The impairment is attributable to diffuse abnormalities in frontal cortex, hippocampus, and other cognitive modulating structures.[55] Physiologically, the impairments are associated with deficits in glutamatergic, GABAergic, dopaminergic, cholinergic, and serotonergic neurotransmitter systems. The serotonergic neurotransmitter system contributes to the deficit through its influence on dopaminergic, cholinergic, glutamatergic, GABAergic, and growth factors and receptor functions all important in schizophrenia and cognitive status.[2256] Additional studies are required to determine the specific neural mechanisms responsible for the observed patterns of learning and memory. The different patterns of memory deficits may reflect the differences impact of dose effect, as well as a time-dependent impairment. Further studies are needed to whether these findings included in our meta-analysis are as a result of this mechanism remains to be elucidated.

Conclusion

Finding of various studies included in our meta-analysis showed that the effect of acute and subchronic exposure to khat showed that short-term memory appears to be affected depending on duration of exposure. However, it shows no effect on long-term memory. Although a number of studies regarding the current topic are limited, the evidenced showed that khat (C. edulis) induced memory discrepancy.

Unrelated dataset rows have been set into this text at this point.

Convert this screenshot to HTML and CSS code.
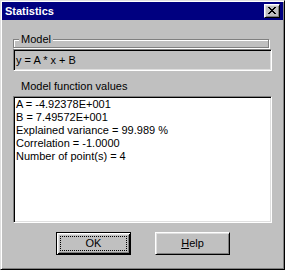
FILE: index.html
```html
<!DOCTYPE html>
<html lang="en">
<head>
    <meta charset="UTF-8">
    <title>Statistics</title>
    <link rel="stylesheet" href="styles.css">
</head>
<body>
    <div class="window">
        <div class="titlebar">
            <span class="title">Statistics</span>
            <button class="close" type="button">
                <svg width="8" height="7" viewBox="0 0 8 7" shape-rendering="crispEdges">
                    <path fill="#000" d="M0 0h2v1H0zM6 0h2v1H6zM1 1h2v1H1zM5 1h2v1H5zM2 2h4v1H2zM3 3h2v1H3zM2 4h4v1H2zM1 5h2v1H1zM5 5h2v1H5zM0 6h2v1H0zM6 6h2v1H6z"/>
                </svg>
            </button>
        </div>
        <div class="content">
            <fieldset class="group">
                <legend>Model</legend>
            </fieldset>
            <div class="model-field">y = A * x + B</div>

            <div class="values-label">Model function values</div>
            <div class="values">
                <div>A = -4.92378E+001</div>
                <div>B = 7.49572E+001</div>
                <div>Explained variance = 99.989 %</div>
                <div>Correlation = -1.0000</div>
                <div>Number of point(s) = 4</div>
            </div>

            <div class="buttons">
                <button class="btn default" type="button">OK</button>
                <button class="btn" type="button"><u>H</u>elp</button>
            </div>
        </div>
    </div>
</body>
</html>
```

FILE: styles.css
```css
body {
    margin: 0;
    background-color: #c0c0c0;
}
.window {
    width: 285px;
    height: 270px;
    box-sizing: border-box;
    background-color: #c0c0c0;
    border: 1px solid;
    border-color: #dfdfdf #000 #000 #dfdfdf;
    box-shadow: inset 1px 1px #fff, inset -1px -1px #808080;
    padding: 1px;
    display: flex;
    flex-direction: column;
    font-family: "Liberation Sans", Arial, sans-serif;
    font-size: 11px;
    line-height: 13px;
    color: #000;
}
.titlebar {
    height: 18px;
    flex-shrink: 0;
    background-color: #000080;
    color: #fff;
    font-weight: bold;
    display: flex;
    align-items: center;
    justify-content: space-between;
    padding: 0 3px 0 3px;
}
.close {
    width: 16px;
    height: 14px;
    box-sizing: border-box;
    padding: 0;
    margin: 0;
    border: 1px solid;
    border-color: #fff #000 #000 #fff;
    box-shadow: inset 1px 1px #dfdfdf, inset -1px -1px #808080;
    background-color: #c0c0c0;
    display: flex;
    align-items: flex-start;
    justify-content: flex-start;
}
.close svg {
    display: block;
    margin: 2px 0 0 3px;
}
.content {
    padding: 0 11px;
    display: flex;
    flex-direction: column;
}
.group {
    margin: 13px 0 0;
    padding: 0 0 1px;
    width: 256px;
    box-sizing: border-box;
    border: 1px solid #808080;
    box-shadow: inset 1px 1px #fff, 1px 1px #fff;
    min-inline-size: 0;
}
.group legend {
    margin-left: 5px;
    padding: 0 2px;
    background-color: #c0c0c0;
    line-height: 13px;
}
.model-field {
    margin-top: 1px;
    height: 22px;
    box-sizing: border-box;
    border: 1px solid;
    border-color: #808080 #fff #fff #808080;
    box-shadow: inset 1px 1px #000, inset -1px -1px #dfdfdf;
    padding: 0 2px;
    display: flex;
    align-items: center;
}
.values-label {
    margin-top: 9px;
    padding-left: 8px;
}
.values {
    margin-top: 3px;
    height: 127px;
    box-sizing: border-box;
    border: 1px solid;
    border-color: #808080 #fff #fff #808080;
    box-shadow: inset 1px 1px #000, inset -1px -1px #dfdfdf;
    background-color: #fff;
    padding: 1px 2px;
}
.buttons {
    margin-top: 9px;
    padding-left: 1px;
    display: flex;
    justify-content: center;
    gap: 24px;
}
.btn {
    width: 75px;
    height: 23px;
    box-sizing: border-box;
    margin: 0;
    padding: 0;
    font: inherit;
    color: #000;
    background-color: #c0c0c0;
    border: 1px solid;
    border-color: #fff #000 #000 #fff;
    box-shadow: inset 1px 1px #dfdfdf, inset -1px -1px #808080;
}
.btn u {
    text-decoration-thickness: 1px;
}
.btn.default {
    border: 1px solid #000;
    box-shadow: inset 1px 1px #fff, inset -1px -1px #000, inset 2px 2px #dfdfdf, inset -2px -2px #808080;
    outline: 1px dotted #000;
    outline-offset: -5px;
}
```
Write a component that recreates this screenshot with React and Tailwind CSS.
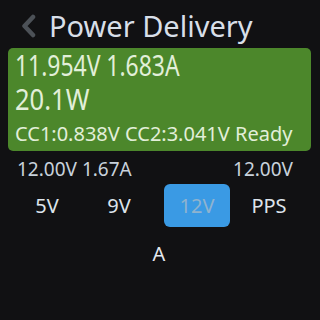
export default function App() {
  return (
    <div className="w-[320px] h-[320px] overflow-hidden bg-[#111113] text-white flex flex-col" style={{ fontFamily: '"Noto Sans", sans-serif' }}>
      <div className="flex items-center h-[48px] pl-[19px]">
        <svg width="18" height="24" viewBox="0 0 18 24" className="mt-[4px]">
          <path d="M14 3 L5.5 12 L14 21" stroke="#4c5157" strokeWidth="4.5" fill="none" strokeLinecap="round" strokeLinejoin="round" />
        </svg>
        <span className="ml-[12px] text-[29px] leading-none text-[#d8dfe8] mt-[2px]">Power Delivery</span>
      </div>
      <div className="ml-[8px] mr-[9px] h-[103px] rounded-[5px] bg-[#4c872b] text-[#e2efd9] pl-[7px] flex flex-col">
        <div className="text-[29px] leading-[34px]"><span className="inline-block origin-left scale-x-[0.79] whitespace-nowrap">11.954V 1.683A</span></div>
        <div className="text-[29px] leading-[34px]"><span className="inline-block origin-left scale-x-[0.88] whitespace-nowrap">20.1W</span></div>
        <div className="text-[20px] leading-[24px] mt-[6px]">CC1:0.838V CC2:3.041V Ready</div>
      </div>
      <div className="flex justify-between pl-[17px] pr-[27px] mt-[7px] text-[19px] leading-[22px] text-[#c8d2dc]">
        <span>12.00V 1.67A</span>
        <span>12.00V</span>
      </div>
      <div className="flex items-center mt-[4px] h-[43px] text-[20px] text-[#dde4ec]">
        <div className="w-[94px] text-center">5V</div>
        <div className="w-[50px] text-center">9V</div>
        <div className="ml-[20px] w-[66px] h-[43px] rounded-[6px] bg-[#3a9ae4] flex items-center justify-center text-[#8fb3cf]">12V</div>
        <div className="w-[78px] text-center">PPS</div>
      </div>
      <div className="text-center mt-[16px] text-[20px] leading-[22px] text-[#e4e8ee] pr-[2px]">A</div>
    </div>
  );
}
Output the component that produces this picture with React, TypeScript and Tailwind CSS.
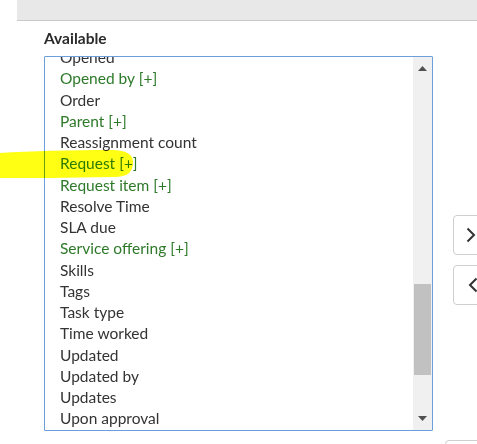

Financial support and sponsorship

Nil.

Conflicts of interest

There are no conflicts of interest.

Acknowledgments

The authors acknowledge the immense help received from the scholars whose articles are cited and included in references of this manuscript. The authors are also grateful to authors/editors/publishers of all those articles, journals, and books from where the literature for this article has been reviewed and discussed.